Understanding Systemd Targets: Essential Concepts Explained

Understand systemd targets, default boot targets, runlevel mappings, isolation, custom targets, and troubleshooting commands.

Understanding Systemd Targets: Essential Concepts Explained

Systemd targets are easier to understand if you stop thinking of them as services. A service starts a process. A target groups units into a named system state. When a machine boots to multi-user.target, systemd is not starting a program called "multi-user." It is trying to reach a state where the units wanted by that target have been started or at least had their start jobs attempted.
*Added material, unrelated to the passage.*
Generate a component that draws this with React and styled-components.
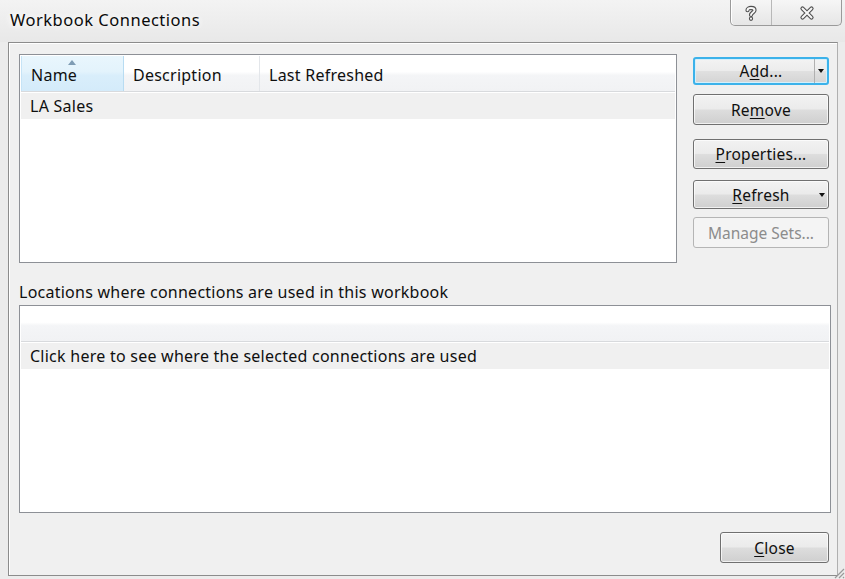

That distinction helps when you are debugging boot problems. If graphical.target is slow, the target itself is rarely the problem. One of the display, login, network, mount, or application units pulled into that target is slow or failing. Targets give you the map.

What are Systemd Targets?

In the systemd ecosystem, a target is a special type of unit file (like .service or .socket files) that serves a critical organizational purpose. Unlike service units which define how to start or stop a specific process, target units define a system state or a collection of units that should be active together. They act as logical grouping points and synchronization points for other systemd units.

Think of targets as milestones in the system's operational journey. When systemd boots, it doesn't just launch a list of services arbitrarily; it works towards achieving a specific target. This target, in turn, pulls in all the necessary services, sockets, mount points, and other targets required for that state to be met. This dependency-driven approach ensures a predictable and efficient boot process.

For those familiar with older Linux init systems like SysVinit, systemd targets are the modern equivalent of runlevels. While SysVinit had a fixed set of runlevels (e.g., runlevel 3 for multi-user text mode, runlevel 5 for multi-user graphical mode), systemd targets are more flexible. They are named, not numbered, and you can define custom targets, offering greater granularity and extensibility.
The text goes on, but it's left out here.